**Work instructions:**
Nothing outside the range is to be copied. From the entries below, reproduce exactly the lines starting at the one with "Clone this screenshot" and ending at the one with "const selected = 3;", without pictures.

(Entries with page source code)

━━━━━━━━

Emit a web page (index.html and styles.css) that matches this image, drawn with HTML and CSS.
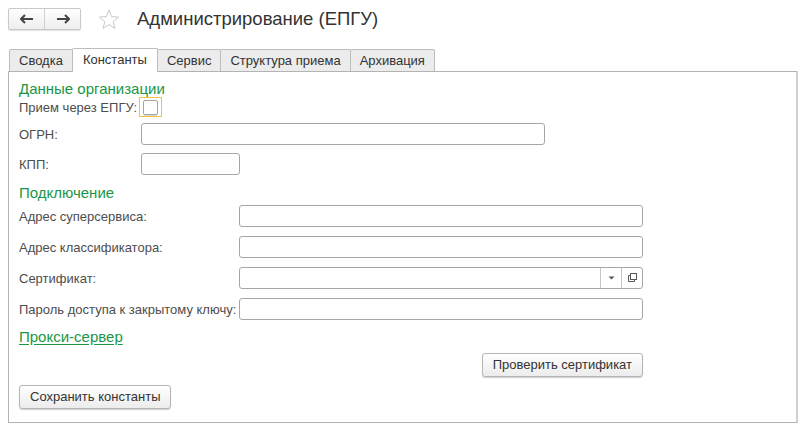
FILE: index.html
```html
<!DOCTYPE html>
<html lang="ru">
<head>
<meta charset="utf-8">
<link rel="stylesheet" href="styles.css">
</head>
<body>
<div class="page">
  <div class="topbar">
    <div class="navgroup">
      <div class="navbtn"><svg width="14" height="10" viewBox="0 0 14 10"><path d="M1 5H13" stroke="#444" stroke-width="2"/><path d="M5 1L1 5L5 9" fill="none" stroke="#444" stroke-width="2"/></svg></div>
      <div class="navbtn"><svg width="14" height="10" viewBox="0 0 14 10"><path d="M1 5H13" stroke="#444" stroke-width="2"/><path d="M9 1L13 5L9 9" fill="none" stroke="#444" stroke-width="2"/></svg></div>
    </div>
    <svg class="star" width="22" height="21" viewBox="0 0 22 21"><path d="M11 1L13.6 7.6L20.6 8.1L15.2 12.6L16.9 19.4L11 15.6L5.1 19.4L6.8 12.6L1.4 8.1L8.4 7.6Z" fill="none" stroke="#c8c8c8" stroke-width="1"/></svg>
    <div class="title">Администрирование (ЕПГУ)</div>
  </div>

  <div class="tabs">
    <div class="tab">Сводка</div>
    <div class="tab active">Константы</div>
    <div class="tab">Сервис</div>
    <div class="tab">Структура приема</div>
    <div class="tab">Архивация</div>
  </div>

  <div class="panel">
    <div class="section">Данные организации</div>
    <div class="row r-check">
      <div class="label">Прием через ЕПГУ:</div>
      <div class="checkwrap"><div class="checkbox"></div></div>
    </div>
    <div class="row r-ogrn">
      <div class="label w1">ОГРН:</div>
      <div class="input ogrn"></div>
    </div>
    <div class="row r-kpp">
      <div class="label w1">КПП:</div>
      <div class="input kpp"></div>
    </div>
    <div class="section s2">Подключение</div>
    <div class="row r-a">
      <div class="label w2">Адрес суперсервиса:</div>
      <div class="input wide"></div>
    </div>
    <div class="row r-b">
      <div class="label w2">Адрес классификатора:</div>
      <div class="input wide"></div>
    </div>
    <div class="row r-b">
      <div class="label w2">Сертификат:</div>
      <div class="input wide combo">
        <div class="cfield"></div>
        <div class="cbtn"><svg width="7" height="4" viewBox="0 0 7 4"><path d="M0.5 0.5H6.5L3.5 3.5Z" fill="#555"/></svg></div>
        <div class="cbtn"><svg width="11" height="10" viewBox="0 0 11 10"><path d="M3.5 2.5H1.5V8.5H7.5V6.5" fill="none" stroke="#555" stroke-width="1"/><rect x="3.5" y="0.5" width="6" height="6" fill="none" stroke="#555" stroke-width="1"/></svg></div>
      </div>
    </div>
    <div class="row r-b">
      <div class="label w2">Пароль доступа к закрытому ключу:</div>
      <div class="input wide"></div>
    </div>
    <a class="link" href="#">Прокси-сервер</a>
    <div class="btnrow">
      <div class="btn">Проверить сертификат</div>
    </div>
    <div class="btnrow2">
      <div class="btn">Сохранить константы</div>
    </div>
  </div>
</div>
</body>
</html>
```

FILE: styles.css
```css
html, body {
  margin: 0;
  padding: 0;
  background: #fff;
}
body {
  font-family: Arial, "Liberation Sans", sans-serif;
  font-size: 13px;
  color: #4d4d4d;
}
.page {
  padding: 8px 14px 0 8px;
  width: 790px;
}
.topbar {
  display: flex;
  align-items: center;
  height: 22px;
}
.navgroup {
  display: flex;
  border: 1px solid #c9c9c9;
  border-radius: 2px;
  background: linear-gradient(#fefefe, #eeeeee);
  box-shadow: 0 1px 1px rgba(0,0,0,0.12);
  height: 20px;
}
.navbtn {
  width: 35px;
  display: flex;
  align-items: center;
  justify-content: center;
}
.navbtn + .navbtn {
  border-left: 1px solid #d0d0d0;
}
.star {
  margin-left: 17px;
}
.title {
  margin-left: 17px;
  font-size: 18.5px;
  color: #333;
  margin-top: -1px;
}
.tabs {
  display: flex;
  margin-top: 19px;
  padding-left: 1px;
  height: 22px;
  position: relative;
  z-index: 1;
}
.tab {
  height: 21px;
  line-height: 21px;
  padding: 0 9px;
  border: 1px solid #bdbdbd;
  border-bottom: none;
  border-radius: 2px 2px 0 0;
  background: #ececec;
  color: #333;
  margin-left: -1px;
}
.tab:first-child { margin-left: 0; }
.tab.active {
  background: #fff;
  height: 23px;
  margin-top: -1px;
  padding: 0 10px;
}
.panel {
  border: 1px solid #b3b3b3;
  border-right: 2px solid #cfcfcf;
  height: 352px;
  padding: 8px 0 0 10px;
  box-sizing: border-box;
}
.section {
  font-size: 15px;
  color: #1a9646;
  line-height: 17px;
}
.section.s2 {
  margin-top: 9px;
}
.row {
  display: flex;
  align-items: center;
}
.label {
  flex: none;
  white-space: nowrap;
}
.r-check { margin-top: 0; height: 20px; }
.checkwrap {
  width: 21px;
  height: 18px;
  border: 1px solid #f0c43a;
  margin-left: 2px;
  display: flex;
  align-items: center;
  justify-content: center;
}
.checkbox {
  width: 13px;
  height: 13px;
  border: 1px solid #a6a6a6;
  border-radius: 2px;
  box-shadow: 0 1px 0 #d8d8d8;
}
.w1 { width: 122px; }
.w2 { width: 220px; }
.r-ogrn { margin-top: 6px; }
.r-kpp { margin-top: 8px; }
.r-a { margin-top: 4px; }
.r-b { margin-top: 9px; }
.input {
  height: 20px;
  border: 1px solid #a6a6a6;
  border-radius: 3px;
  background: #fff;
}
.ogrn { width: 402px; }
.kpp { width: 97px; }
.wide { width: 402px; }
.combo {
  display: flex;
}
.cfield { flex: 1; }
.cbtn {
  width: 20px;
  border-left: 1px solid #c6c6c6;
  display: flex;
  align-items: center;
  justify-content: center;
}
.link {
  display: inline-block;
  margin-top: 8px;
  font-size: 15px;
  color: #1a9646;
  text-decoration: underline;
  text-underline-offset: 2px;
}
.btnrow {
  display: flex;
  justify-content: flex-end;
  width: 624px;
  margin-top: 8px;
}
.btnrow2 {
  margin-top: 8px;
  display: flex;
}
.btn {
  height: 22px;
  line-height: 22px;
  padding: 0 10px;
  border: 1px solid #b5b5b5;
  border-radius: 3px;
  background: linear-gradient(#ffffff, #ececec);
  box-shadow: 0 1px 1px rgba(0,0,0,0.2);
  color: #333;
}
```
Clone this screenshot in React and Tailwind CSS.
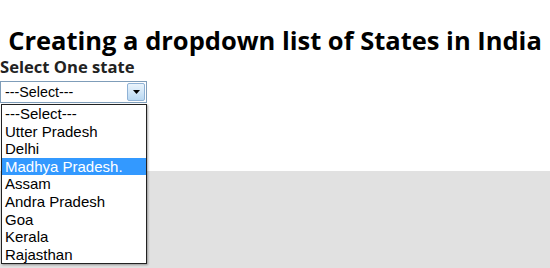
import React from "react";

const states = [
  "---Select---",
  "Utter Pradesh",
  "Delhi",
  "Madhya Pradesh.",
  "Assam",
  "Andra Pradesh",
  "Goa",
  "Kerala",
  "Rajasthan",
];

const App = () => {
  const selected = 3;

  return (
    <div className="relative w-[550px] h-[268px] flex flex-col bg-[#e1e1e1] overflow-hidden">
      <section className="h-[171px] bg-white">
        <h1 className="pt-[25px] text-center whitespace-nowrap text-[25.5px] leading-[30px] font-bold text-black font-['Open_Sans',sans-serif]">
          Creating a dropdown list of States in India
        </h1>
        <p className="mt-[2px] text-[16.6px] leading-[20px] font-bold text-[#222] font-['Open_Sans',sans-serif]">
          Select One state
        </p>
        <div className="relative w-[147px] mt-[4px]">
          {/* closed select box */}
          <div className="flex items-center h-[22px] border border-[#7f9db9] bg-white">
            <span className="flex-1 pl-[4px] text-[14.3px] leading-[20px] text-black font-['Liberation_Sans',Arial,sans-serif]">
              ---Select---
            </span>
            <span className="flex items-center justify-center w-[18px] h-[18px] mr-[1px] border border-[#8fb2d6] rounded-[2px] bg-gradient-to-b from-[#eaf4fc] to-[#b9d8f2]">
              <svg width="7" height="4" viewBox="0 0 7 4">
                <path d="M0 0h7L3.5 4z" fill="#000" />
              </svg>
            </span>
          </div>

          {/* open options list */}
          <ul className="absolute left-[1px] top-[23px] w-[146px] border border-[#222] bg-white shadow-[1px_1px_2px_rgba(0,0,0,0.35)] z-10 font-['Liberation_Sans',Arial,sans-serif] text-[15px] leading-[17.6px]">
            {states.map((name, i) => (
              <li
                key={name}
                className={
                  i === selected
                    ? "pl-[3px] bg-[#3399ff] text-white"
                    : "pl-[3px] text-black"
                }
              >
                {name}
              </li>
            ))}
          </ul>
        </div>
      </section>
      <div className="flex-1" />
    </div>
  );
};

export default App;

━━━━━━━━

**Solution to this task:**
Clone this screenshot in React and Tailwind CSS.
import React from "react";

const states = [
  "---Select---",
  "Utter Pradesh",
  "Delhi",
  "Madhya Pradesh.",
  "Assam",
  "Andra Pradesh",
  "Goa",
  "Kerala",
  "Rajasthan",
];

const App = () => {
  const selected = 3;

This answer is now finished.